Ferienland Schweiz

Teenager auf der Piste: Schulklassen aus der Deutschschweiz und der Romandie lernen gemeinsam Ski- und Snowboardfahren. Bild: Deux im Schnee / Christophe Joset

Zwei Sprachen, eine PisteSchüler überwinden den Röstigraben

Anita Suter

Seit zehn Jahren verbringen Schulklassen aus der Romandie und der Deutschschweiz unter dem Motto «Deux im Schnee» gemeinsame Sprach- und Schneesportlager. Das ausgeklügelte Zusammenspiel zahlreicher Partner ist auch in touristischer Hinsicht höchst interessant.

Kinder und Jugendliche, die heute hier an Skilagern teilnehmen, seien Feriengäste von morgen, bringt es Flurin Riedi, CEO von Gstaad Saanenland Tourismus anlässlich der Jubiläumsveranstaltung von «Deux im Schnee» auf den Punkt. Die Destination ist massgeblich in das Gelingen der aussergewöhnlichen Schullager, bei dem französisch- und deutschsprachige Jugendliche zusammentreffen, involviert. Und das seit Beginn weg.

Derzeit sind zwei Sekundarklassen aus Genf und dem zürcherischen Grüningen in der Jugendherberge Gstaad Saanenland einquartiert, sie verbringen hier zusammen ihr Sprach- und Schneesportlager. Es wird gemeinsam gewohnt, gelernt, ski- und snowboardgefahren und – so, ganz nebenbei – der altbekannte «Röstigraben» überwunden.

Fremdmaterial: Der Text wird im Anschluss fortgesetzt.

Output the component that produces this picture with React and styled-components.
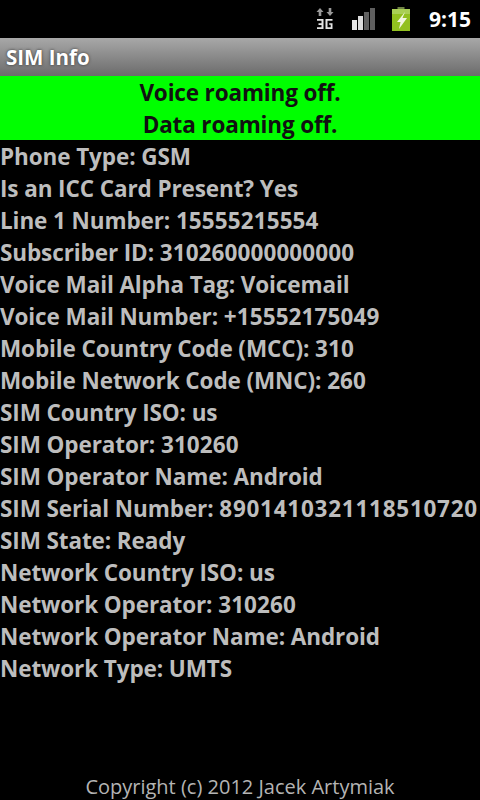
import React from "react";
import styled, { createGlobalStyle } from "styled-components";

const rows = [
  { label: "Phone Type: GSM" },
  { label: "Is an ICC Card Present? Yes" },
  { label: "Line 1 Number: ", value: "15555215554" },
  { label: "Subscriber ID: ", value: "310260000000000" },
  { label: "Voice Mail Alpha Tag: Voicemail" },
  { label: "Voice Mail Number: ", value: "+15552175049" },
  { label: "Mobile Country Code (MCC): ", value: "310" },
  { label: "Mobile Network Code (MNC): ", value: "260" },
  { label: "SIM Country ISO: us" },
  { label: "SIM Operator: ", value: "310260" },
  { label: "SIM Operator Name: Android" },
  { label: "SIM Serial Number: ", value: "8901410321118510720", wide: true },
  { label: "SIM State: Ready" },
  { label: "Network Country ISO: us" },
  { label: "Network Operator: ", value: "310260" },
  { label: "Network Operator Name: Android" },
  { label: "Network Type: UMTS" },
];

const App = () => {
  return (
    <Screen>
      <GlobalStyle />
      <StatusBar>
        <DataIcon viewBox="0 0 18 24">
          <path d="M4 1l3.5 4H5.3v4H2.700V5H.5zM14 9l3.500-4h-2.200V1h-2.600v4h-2.200z" fill="#9a9a9a" />
          <path d="M1 12h6.500v10H1v-1.800h4.500v-2.300H2.500v-1.700h3v-2.400H1zM16.500 12v1.800h-5v6.400h3.200v-2.400h-1.500v-1.600h3.300V22h-7v-10z" fill="#e4e4e4" />
        </DataIcon>
        <SignalIcon viewBox="0 0 24 22">
          <rect x="0" y="12" width="5" height="10" fill="#e6e6e6" />
          <rect x="6" y="8" width="5" height="14" fill="#dcdcdc" />
          <rect x="12" y="4" width="5" height="18" fill="#5f5f5f" />
          <rect x="18" y="0" width="5" height="22" fill="#5f5f5f" />
        </SignalIcon>
        <BatteryIcon viewBox="0 0 18 24">
          <rect x="5.500" y="0" width="7" height="3" fill="#6f8244" />
          <rect x="0" y="2" width="18" height="22" fill="#92c020" />
          <rect x="0" y="2" width="18" height="5" fill="#a9cf55" />
          <path d="M13 5L5 15h3.500L7 22l8-11h-4.500z" fill="#f2f6e2" />
        </BatteryIcon>
        <Clock>9:15</Clock>
      </StatusBar>
      <TitleBar>SIM Info</TitleBar>
      <RoamingBanner>
        <BannerLine>Voice roaming off.</BannerLine>
        <BannerLine>Data roaming off.</BannerLine>
      </RoamingBanner>
      <InfoList>
        {rows.map((row) => (
          <InfoRow key={row.label}>
            {row.label}
            {row.value && <Value $wide={row.wide}>{row.value}</Value>}
          </InfoRow>
        ))}
      </InfoList>
      <Copyright>Copyright (c) 2012 Jacek Artymiak</Copyright>
    </Screen>
  );
};

export default App;

const GlobalStyle = createGlobalStyle`
  html, body {
    margin: 0;
    padding: 0;
    background: #000;
  }
`;

const Screen = styled.div`
  width: 480px;
  height: 800px;
  display: flex;
  flex-direction: column;
  overflow: hidden;
  background: #000;
  font-family: "Open Sans", "Noto Sans", sans-serif;
`;

const StatusBar = styled.div`
  height: 38px;
  flex: none;
  display: flex;
  align-items: center;
  padding-right: 9px;
  box-sizing: border-box;
  justify-content: flex-end;
`;

const DataIcon = styled.svg`
  width: 18px;
  height: 24px;
  margin-right: 18px;
`;

const SignalIcon = styled.svg`
  width: 24px;
  height: 22px;
  margin-right: 16px;
`;

const BatteryIcon = styled.svg`
  width: 18px;
  height: 24px;
  margin-right: 19px;
`;

const Clock = styled.div`
  color: #fff;
  font-size: 21px;
  font-weight: 700;
`;

const TitleBar = styled.div`
  height: 38px;
  flex: none;
  box-sizing: border-box;
  padding-left: 6px;
  display: flex;
  align-items: center;
  background: linear-gradient(#a8a8a8, #6b6b6b);
  color: #fff;
  font-size: 20.5px;
  font-weight: 700;
  text-shadow: 0 0 3px #333;
`;

const RoamingBanner = styled.div`
  flex: none;
  background: #00ff00;
`;

const BannerLine = styled.div`
  height: 32px;
  line-height: 34px;
  text-align: center;
  color: #111;
  font-size: 22.5px;
  font-weight: 700;
  letter-spacing: -0.15px;
`;

const InfoList = styled.div`
  flex: 1;
`;

const InfoRow = styled.div`
  height: 32px;
  line-height: 34px;
  color: #bdbdbd;
  font-size: 22.5px;
  font-weight: 700;
  letter-spacing: -0.1px;
  white-space: nowrap;
`;

const Value = styled.span`
  letter-spacing: ${(props) => (props.$wide ? "0.75px" : "0.1px")};
`;

const Copyright = styled.div`
  height: 28px;
  line-height: 30px;
  text-align: center;
  color: #b4b4b4;
  font-size: 20px;
`;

Morgens Sprachaustausch, danach gemeinsames Skifahren – so sieht es das Konzept der «Deux im Schnee»-Lager vor. Es fördert einerseits die Affinität zum Wintersport unter Kinder und Jugendlichen, und schafft gleichzeitig den Rahmen für einen pädagogisch wertvollen Austausch über die Sprach- und Kulturgrenzen hinweg.

Entdeckungsreise in neuer Region

Die Lokalität ist dabei kein Zufall; im Saanenland wird die Zweisprachigkeit gelebt, an den Schneesportschulen wird Deutsch, Französisch oder beides gesprochen. «Für uns und unsere Schülerinnen und Schüler ist es zudem eine Gelegenheit, eine ganz neue Region zu entdecken», erzählt die Genfer Lehrerin Sylwia Kurek.

Sie habe im Vorfeld beispielsweise schon einige der hiesigen Häuser und Bauten im Unterricht thematisiert. Bei einem Rundgang am Anreisetag hätten sie sie nun bereits besichtigt. «Und auch von der Architektur der Jugendherberge sind unsere Schüler total begeistert», holt sie aus.

Schülerinnen im Gespräch: Austausch und gemeinsames Lernen fördern Freundschaften über Sprachgrenzen hinweg. Bild: Deux im Schnee / Christophe Joset

Die Region ist denn auch der thematische Aufhänger des pädagogischen Teils der Lagerwoche. Die Schülerinnen und Schüler werden zum Ende in Gruppen ein Video über das Saanenland realisieren – jeweils in der ihnen fremden Sprache.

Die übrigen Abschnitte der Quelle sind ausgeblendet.